The suits allege that we used below-market prices, made improper deductions, used improper measurement techniques
and/or entered into arrangements with affiliates that resulted in underpayment of royalties in connection with the
production and sale of natural gas and NGL. The Company is defending against certain pending claims, has resolved
a number of claims through negotiated settlements of past and future royalties and has prevailed in various other
lawsuits.
Based on management’s current assessment, we are of the opinion that no pending or threatened lawsuit or
dispute relating to the Company’s business operations is likely to have a material adverse effect on its consolidated
financial position, results of operations or cash flows.
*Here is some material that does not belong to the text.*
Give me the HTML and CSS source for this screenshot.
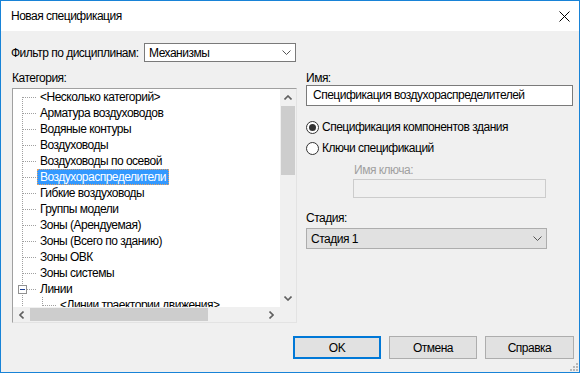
FILE: index.html
```html
<!DOCTYPE html>
<html lang="ru">
<head>
    <meta charset="UTF-8">
    <title>Новая спецификация</title>
    <link rel="stylesheet" href="styles.css">
</head>
<body>
    <div class="dialog">
        <div class="titlebar">
            <span class="title">Новая спецификация</span>
            <svg class="close" width="11" height="11" viewBox="0 0 11 11"><path d="M0.5 0.5 L10.5 10.5 M10.5 0.5 L0.5 10.5" stroke="#000" stroke-width="1"/></svg>
        </div>
        <div class="content">
            <div class="filter-row">
                <span class="filter-label">Фильтр по дисциплинам:</span>
                <div class="combo combo-white">
                    <span>Механизмы</span>
                    <svg width="9" height="5" viewBox="0 0 9 5"><polyline points="0.5,0.5 4.5,4.5 8.5,0.5" fill="none" stroke="#555" stroke-width="1"/></svg>
                </div>
            </div>
            <div class="main">
                <div class="left">
                    <div class="label">Категория:</div>
                    <div class="tree">
                        <div class="tree-view">
                            <div class="node first"><span class="branch"></span><span class="text">&lt;Несколько категорий&gt;</span></div>
                            <div class="node"><span class="branch"></span><span class="text">Арматура воздуховодов</span></div>
                            <div class="node"><span class="branch"></span><span class="text">Водяные контуры</span></div>
                            <div class="node"><span class="branch"></span><span class="text">Воздуховоды</span></div>
                            <div class="node"><span class="branch"></span><span class="text">Воздуховоды по осевой</span></div>
                            <div class="node"><span class="branch"></span><span class="text selected">Воздухораспределители</span></div>
                            <div class="node"><span class="branch"></span><span class="text">Гибкие воздуховоды</span></div>
                            <div class="node"><span class="branch"></span><span class="text">Группы модели</span></div>
                            <div class="node"><span class="branch"></span><span class="text">Зоны (Арендуемая)</span></div>
                            <div class="node"><span class="branch"></span><span class="text">Зоны (Всего по зданию)</span></div>
                            <div class="node"><span class="branch"></span><span class="text">Зоны ОВК</span></div>
                            <div class="node"><span class="branch"></span><span class="text">Зоны системы</span></div>
                            <div class="node"><span class="branch open"><span class="toggle"></span></span><span class="text">Линии</span></div>
                            <div class="node"><span class="branch child"></span><span class="text">&lt;Линии траектории движения&gt;</span></div>
                        </div>
                        <div class="vscroll">
                            <div class="arrow">
                                <svg width="8" height="5" viewBox="0 0 8 5"><polyline points="0.5,4.5 4,1 7.5,4.5" fill="none" stroke="#606060" stroke-width="1.6"/></svg>
                            </div>
                            <div class="vtrack"><div class="vthumb"></div></div>
                            <div class="arrow">
                                <svg width="8" height="5" viewBox="0 0 8 5"><polyline points="0.5,0.5 4,4 7.5,0.5" fill="none" stroke="#606060" stroke-width="1.6"/></svg>
                            </div>
                        </div>
                        <div class="hscroll">
                            <div class="arrow">
                                <svg width="5" height="8" viewBox="0 0 5 8"><polyline points="4.5,0.5 1,4 4.5,7.5" fill="none" stroke="#606060" stroke-width="1.6"/></svg>
                            </div>
                            <div class="htrack"><div class="hthumb"></div></div>
                            <div class="arrow">
                                <svg width="5" height="8" viewBox="0 0 5 8"><polyline points="0.5,0.5 4,4 0.5,7.5" fill="none" stroke="#606060" stroke-width="1.6"/></svg>
                            </div>
                        </div>
                        <div class="corner"></div>
                    </div>
                </div>
                <div class="right">
                    <div class="label label-name">Имя:</div>
                    <div class="textbox">Спецификация воздухораспределителей</div>
                    <div class="radio radio-first"><span class="dot on"></span><span>Спецификация компонентов здания</span></div>
                    <div class="radio"><span class="dot"></span><span>Ключи спецификаций</span></div>
                    <div class="label disabled">Имя ключа:</div>
                    <div class="textbox-disabled"></div>
                    <div class="label label-stage">Стадия:</div>
                    <div class="combo combo-gray">
                        <span>Стадия 1</span>
                        <svg width="9" height="5" viewBox="0 0 9 5"><polyline points="0.5,0.5 4.5,4.5 8.5,0.5" fill="none" stroke="#555" stroke-width="1"/></svg>
                    </div>
                </div>
            </div>
            <div class="buttons">
                <button class="btn default">OK</button>
                <button class="btn">Отмена</button>
                <button class="btn btn-help">Справка</button>
            </div>
        </div>
        <svg class="grip" width="9" height="9" viewBox="0 0 9 9">
            <rect x="7" y="1" width="2" height="2" fill="#b8b8b8"/>
            <rect x="4" y="4" width="2" height="2" fill="#b8b8b8"/>
            <rect x="7" y="4" width="2" height="2" fill="#b8b8b8"/>
            <rect x="1" y="7" width="2" height="2" fill="#b8b8b8"/>
            <rect x="4" y="7" width="2" height="2" fill="#b8b8b8"/>
            <rect x="7" y="7" width="2" height="2" fill="#b8b8b8"/>
        </svg>
    </div>
</body>
</html>
```
FILE: styles.css
```css
* { margin:0; padding:0; box-sizing:border-box;}
html, body { width:580px; height:373px; overflow:hidden;}
body { font-family:"Liberation Sans", Arial, sans-serif; font-size:12px; letter-spacing:-0.5px; color:#000; background:#fff;}

.dialog { width:580px; height:373px; border:1px solid #1883d7; display:flex; flex-direction:column; position:relative; background:#f0f0f0;}

.titlebar { height:30px; background:#fff; display:flex; align-items:center; justify-content:space-between; padding:0 9px 0 10px;}
.title { font-size:12px; line-height:16px;}

.content { flex:1; display:flex; flex-direction:column; padding:12px 5px 13px 10px;}

.filter-row { display:flex; align-items:center; height:19px;}
.filter-label { width:133px; white-space:nowrap;}
.combo { display:flex; align-items:center; justify-content:space-between; padding:0 4px 0 4px;}
.combo-white { width:152px; height:19px; background:#fff; border:1px solid #7a7a7a;}
.combo-gray { width:241px; height:21px; background:#e1e1e1; border:1px solid #adadad;}

.main { display:flex; padding-top:8px; gap:9px;}
.left { margin-left:1px;}
.label { height:16px; line-height:16px; margin-bottom:2px; white-space:nowrap;}

.tree { width:285px; height:235px; border:1px solid; border-color:#a0a0a0 #e3e3e3 #e3e3e3 #a0a0a0; background:#fff;
    display:grid; grid-template-columns:1fr 16px; grid-template-rows:1fr 15px;}
.tree-view { overflow:hidden; background:#fff;}
.node { display:flex; height:16px; line-height:16px; white-space:nowrap;}
.branch { width:24px; height:16px; flex:none;
    background:
        repeating-linear-gradient(to bottom, #a0a0a0 0 1px, transparent 1px 2px) 9px 0 / 1px 16px no-repeat,
        repeating-linear-gradient(to right, #a0a0a0 0 1px, transparent 1px 2px) 10px 8px / 14px 1px no-repeat;}
.node.first .branch {
    background:
        repeating-linear-gradient(to bottom, #a0a0a0 0 1px, transparent 1px 2px) 9px 8px / 1px 8px no-repeat,
        repeating-linear-gradient(to right, #a0a0a0 0 1px, transparent 1px 2px) 10px 8px / 14px 1px no-repeat;}
.branch.open { display:flex; align-items:center; padding-left:5px;
    background:
        repeating-linear-gradient(to bottom, #a0a0a0 0 1px, transparent 1px 2px) 9px 0 / 1px 16px no-repeat,
        repeating-linear-gradient(to right, #a0a0a0 0 1px, transparent 1px 2px) 14px 8px / 10px 1px no-repeat;}
.toggle { width:9px; height:9px; border:1px solid #919191; background:#fff linear-gradient(#1c3f94, #1c3f94) center / 5px 1px no-repeat;}
.branch.child { width:44px;
    background:
        repeating-linear-gradient(to bottom, #a0a0a0 0 1px, transparent 1px 2px) 9px 0 / 1px 16px no-repeat,
        repeating-linear-gradient(to bottom, #a0a0a0 0 1px, transparent 1px 2px) 29px 0 / 1px 16px no-repeat,
        repeating-linear-gradient(to right, #a0a0a0 0 1px, transparent 1px 2px) 30px 8px / 14px 1px no-repeat;}
.text { padding:0 3px; height:16px;}
.text.selected { background:#3399ff; color:#fff; outline:1px dotted #e8a060; outline-offset:-1px;}

.vscroll { grid-row:1; grid-column:2; background:#f0f0f0; display:flex; flex-direction:column;}
.vscroll .arrow { height:17px; display:flex; align-items:center; justify-content:center;}
.vtrack { flex:1;}
.vthumb { height:69px; margin:0 1px; background:#cdcdcd;}
.hscroll { grid-row:2; grid-column:1; background:#f0f0f0; display:flex;}
.hscroll .arrow { width:17px; display:flex; align-items:center; justify-content:center;}
.htrack { flex:1; display:flex; align-items:center;}
.hthumb { width:178px; height:13px; background:#cdcdcd;}
.corner { grid-row:2; grid-column:2; background:#f0f0f0;}

.right { width:267px; display:flex; flex-direction:column;}
.label-name { height:15px; margin-bottom:0;}
.textbox { height:21px; border:1px solid #7a7a7a; background:#fff; padding:0 6px; line-height:19px; white-space:nowrap;}
.radio { display:flex; align-items:center; gap:3px; height:16px; margin-top:5px; white-space:nowrap;}
.radio-first { margin-top:13px;}
.dot { width:13px; height:13px; flex:none; border:1px solid #333; border-radius:50%; background:#fff; display:flex; align-items:center; justify-content:center;}
.dot.on::after { content:""; width:7px; height:7px; border-radius:50%; background:#333;}
.label.disabled { color:#a0a0a0; margin:6px 0 1px 48px;}
.textbox-disabled { width:193px; height:19px; margin-left:47px; border:1px solid #cccccc; background:#f0f0f0;}
.label-stage { margin-top:12px;}

.buttons { margin-top:auto; display:flex; justify-content:flex-end; gap:8px;}
.btn { width:88px; height:23px; font:inherit; letter-spacing:inherit; background:#e1e1e1; border:1px solid #adadad; color:#000;}
.btn.default { border:2px solid #0078d7;}
.btn-help { width:89px;}

.grip { position:absolute; right:1px; bottom:1px;}
```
The final resolution of such matters could exceed amounts
accrued, however, and actual results could differ materially from management’s estimates.
Environmental Proceedings
The nature of the natural gas and oil business carries with it certain environmental risks for Chesapeake and its
subsidiaries. Chesapeake has implemented various policies, procedures, training and auditing to reduce and mitigate
such environmental risks. Chesapeake conducts periodic reviews, on a company-wide basis, to assess changes in
our environmental risk profile. Environmental reserves are set for environmental liabilities for which economic losses
are probable and reasonably estimable. We manage our exposure to environmental liabilities in acquisitions by using
an evaluation process that seeks to identify pre-existing contamination or compliance concerns and addressing the
potential liability. Depending on the extent of an identified environmental concern, Chesapeake may, among other
things, exclude a property from the transaction, require the seller to remediate the property to our satisfaction in an
acquisition or agree to assume liability for the remediation of the property.